» TASK DETAILS
Using the entries that follow, count the lines containing the word "this" and give that number by itself.

» DATASET RECORDS
......

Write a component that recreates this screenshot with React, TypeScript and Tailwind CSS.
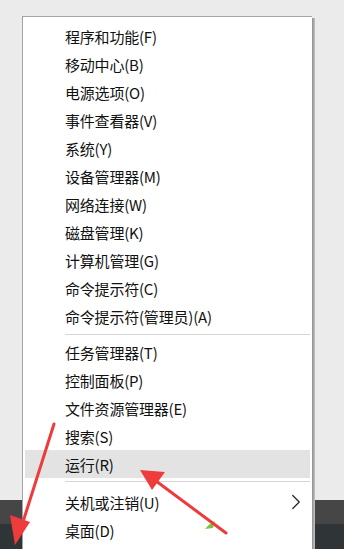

......

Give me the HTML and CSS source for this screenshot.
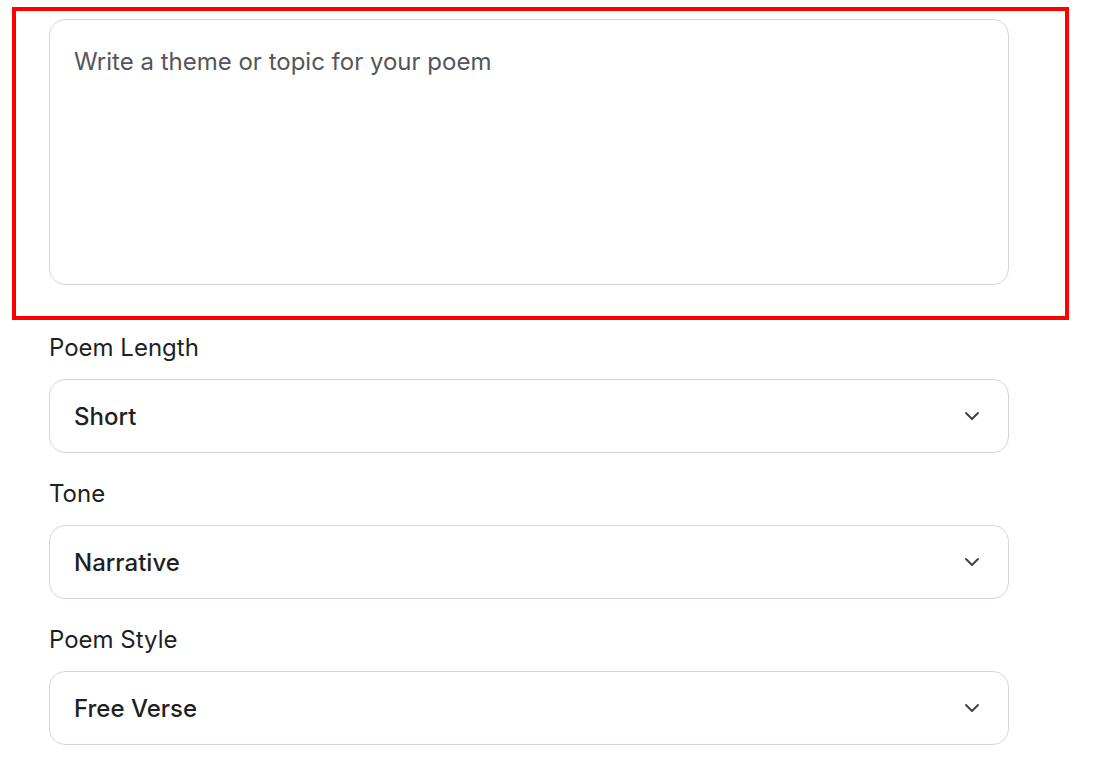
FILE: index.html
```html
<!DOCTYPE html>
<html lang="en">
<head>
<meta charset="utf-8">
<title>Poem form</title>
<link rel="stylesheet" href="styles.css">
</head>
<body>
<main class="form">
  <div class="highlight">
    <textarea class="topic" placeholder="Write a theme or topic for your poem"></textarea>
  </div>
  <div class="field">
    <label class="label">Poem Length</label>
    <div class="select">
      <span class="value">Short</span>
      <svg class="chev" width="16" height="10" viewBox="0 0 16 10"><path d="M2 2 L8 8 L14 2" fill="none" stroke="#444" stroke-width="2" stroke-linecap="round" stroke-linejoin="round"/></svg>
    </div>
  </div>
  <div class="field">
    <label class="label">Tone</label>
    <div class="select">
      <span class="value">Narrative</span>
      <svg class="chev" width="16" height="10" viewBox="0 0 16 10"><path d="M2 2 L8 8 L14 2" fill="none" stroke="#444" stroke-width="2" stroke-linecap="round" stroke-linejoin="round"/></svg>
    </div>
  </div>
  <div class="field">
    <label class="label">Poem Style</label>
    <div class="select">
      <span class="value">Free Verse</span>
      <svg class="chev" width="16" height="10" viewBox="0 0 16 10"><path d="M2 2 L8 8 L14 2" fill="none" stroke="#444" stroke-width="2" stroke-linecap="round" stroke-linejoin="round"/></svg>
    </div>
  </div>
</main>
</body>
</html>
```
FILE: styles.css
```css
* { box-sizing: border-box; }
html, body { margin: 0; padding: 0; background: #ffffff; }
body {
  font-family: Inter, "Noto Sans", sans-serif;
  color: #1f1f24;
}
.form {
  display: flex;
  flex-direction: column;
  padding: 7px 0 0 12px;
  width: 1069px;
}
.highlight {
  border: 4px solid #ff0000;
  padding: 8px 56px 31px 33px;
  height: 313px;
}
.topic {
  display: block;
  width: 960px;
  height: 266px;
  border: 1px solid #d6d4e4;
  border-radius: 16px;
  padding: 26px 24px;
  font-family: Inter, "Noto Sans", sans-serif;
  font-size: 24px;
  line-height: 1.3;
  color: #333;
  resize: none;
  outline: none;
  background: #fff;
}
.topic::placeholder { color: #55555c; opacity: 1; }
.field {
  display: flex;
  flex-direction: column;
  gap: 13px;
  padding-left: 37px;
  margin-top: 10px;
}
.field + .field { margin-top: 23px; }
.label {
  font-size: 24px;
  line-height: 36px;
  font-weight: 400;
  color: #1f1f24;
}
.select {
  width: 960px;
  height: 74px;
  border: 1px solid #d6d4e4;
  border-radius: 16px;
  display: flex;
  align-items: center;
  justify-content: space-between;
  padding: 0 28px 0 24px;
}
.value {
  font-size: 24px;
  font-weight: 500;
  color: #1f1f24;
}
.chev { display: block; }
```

......

» ANSWER TO THE PROBLEM
2